Avro write threshold
Under normal circumstances, Braze will write data files to your storage bucket every 5 minutes or 15,000 events, whichever is sooner. Under heavy load, we may write larger data files with as many as 100,000 events per file.
Currents will never write empty files.
Avro schema changes
From time to time, Braze may make changes to the Avro schema when fields are added, changed, or removed. For our purposes here, there are two types of changes: breaking and non-breaking. In all cases, the <schema-id>
will be advanced to indicate the schema was updated. Currents events written to Azure Blob Storage, Google Cloud Storage, and Amazon S3 will write the <schema-id>
in the path.
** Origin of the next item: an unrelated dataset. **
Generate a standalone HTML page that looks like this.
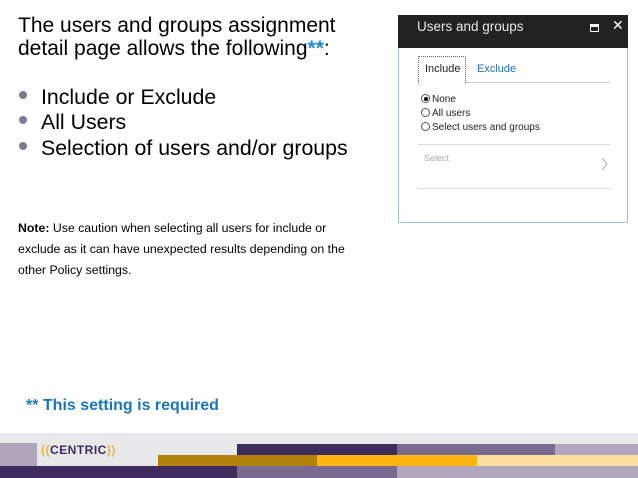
<!DOCTYPE html>
<html><head><style>
*{margin:0;padding:0;box-sizing:border-box}
body{width:638px;height:478px;background:#fff;position:relative;overflow:hidden;font-family:"Liberation Sans",Arial,sans-serif;color:#000}
.a{position:absolute;white-space:nowrap}
.t{font-size:21px;line-height:23px}
.b{font-size:21.3px;line-height:25.5px}
.dot{position:absolute;width:8px;height:8px;border-radius:50%;background:#7e7890}
.n{font-size:12.3px;line-height:21px}
.r{position:absolute;width:9px;height:9px;border:1px solid #555;border-radius:50%;background:#fff}
.pt{font-family:"Liberation Sans",sans-serif;font-size:10px;color:#222}
</style></head><body>
<div class="a t" style="left:18px;top:14px">The users and groups assignment<br>detail page allows the following<span style="color:#1c8ad6;font-weight:bold">**</span>:</div>
<div class="dot" style="left:19px;top:91px"></div>
<div class="dot" style="left:19px;top:116px"></div>
<div class="dot" style="left:19px;top:142px"></div>
<div class="a b" style="left:41px;top:85px">Include or Exclude</div>
<div class="a b" style="left:41px;top:110px">All Users</div>
<div class="a b" style="left:41px;top:136px">Selection of users and/or groups</div>
<div class="a n" style="left:18px;top:218px"><b>Note:</b> Use caution when selecting all users for include or<br>exclude as it can have unexpected results depending on the<br>other Policy settings.</div>
<div class="a" style="left:26px;top:397px;font-size:16px;font-weight:bold;color:#1c75bc">** This setting is required</div>

<div class="a" style="left:398px;top:15px;width:230px;height:208px;border:1px solid #9cc3e3;background:#fff"></div>
<div class="a" style="left:398px;top:15px;width:230px;height:33px;background:#222"></div>
<div class="a" style="left:417px;top:19px;font-size:13.5px;color:#e8e8e8">Users and groups</div>
<div class="a" style="left:590px;top:24px;width:9px;height:8px;border:1px solid #fff;border-top:3px solid #fff"></div>
<div class="a" style="left:612px;top:18px;color:#fff;font-size:14px;font-family:'DejaVu Sans',sans-serif">✕</div>
<div class="a" style="left:418px;top:56px;width:48px;height:27px;border:1px dotted #666;border-bottom:none;background:#fff"></div>
<div class="a" style="left:466px;top:82px;width:144px;height:1px;background:#ccc"></div>
<div class="a" style="left:425px;top:63px;font-size:11px;color:#222">Include</div>
<div class="a" style="left:477px;top:63px;font-size:11px;color:#1e6fb8">Exclude</div>
<div class="r" style="left:421px;top:94px"></div><div class="a" style="left:423.5px;top:96.5px;width:4px;height:4px;border-radius:50%;background:#000"></div>
<div class="r" style="left:421px;top:108px"></div>
<div class="r" style="left:421px;top:122px"></div>
<div class="a pt" style="left:432px;top:94px">None</div>
<div class="a pt" style="left:432px;top:108px">All users</div>
<div class="a pt" style="left:432px;top:122px">Select users and groups</div>
<div class="a" style="left:418px;top:144px;width:192px;height:1px;background:#ddd"></div>
<div class="a" style="left:424px;top:153px;font-size:9px;color:#aaa">Select</div>
<svg class="a" style="left:601px;top:157px" width="8" height="14"><path d="M1 1L6 7L1 13" stroke="#aaa" fill="none"/></svg>
<div class="a" style="left:418px;top:188px;width:192px;height:1px;background:#ddd"></div>

<div class="a" style="left:0;top:433px;width:638px;height:34px;background:#e8e7ea"></div>
<div class="a" style="left:0;top:443px;width:37px;height:24px;background:#aea6b8"></div>
<div class="a" style="left:41px;top:443px;font-size:12px;font-weight:bold;color:#3e2c5e;letter-spacing:0.5px"><span style="color:#f2b53a">((</span>CENTRIC<span style="color:#f2b53a">))</span></div>
<div class="a" style="left:237px;top:444px;width:160px;height:11px;background:#3e2c5e"></div>
<div class="a" style="left:397px;top:444px;width:158px;height:11px;background:#796b8f"></div>
<div class="a" style="left:555px;top:444px;width:83px;height:11px;background:#b0a7bd"></div>
<div class="a" style="left:158px;top:455px;width:159px;height:11px;background:#b0820c"></div>
<div class="a" style="left:317px;top:455px;width:160px;height:11px;background:#fdb515"></div>
<div class="a" style="left:477px;top:455px;width:161px;height:11px;background:#fddea0"></div>
<div class="a" style="left:0;top:466px;width:237px;height:12px;background:#3e2c5e"></div>
<div class="a" style="left:237px;top:466px;width:160px;height:12px;background:#796b8f"></div>
<div class="a" style="left:397px;top:466px;width:241px;height:12px;background:#b0a7bd"></div>
</body></html>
For example <your-bucket-name0>/<currents-integration-id>/<event-type>/<date-of-event>/<schema-id>/<environment>/<avro-file>
.
Non-breaking changes
When a field is added to the Avro schema, we consider this a non-breaking change. Added fields will always be “optional” Avro fields (such as with a default value of null
), so they will “match” older schemas according to the Avro schema resolution spec. These additions should not affect existing ETL processes as the field will simply be ignored until it is added to your ETL process.
We recommend that your ETL setup is explicit about the fields it processes to avoid breaking the flow when new fields are added.
While we will strive to give advance warning in the case of all changes, we may include non-breaking changes to the schema at any time.
Breaking changes
When a field is removed from or changed in the Avro schema, we consider this a breaking change. Breaking changes may require modifications to existing ETL processes as fields that were in use may no longer be recorded as expected.
All breaking changes to the schema will be communicated in advance of the change.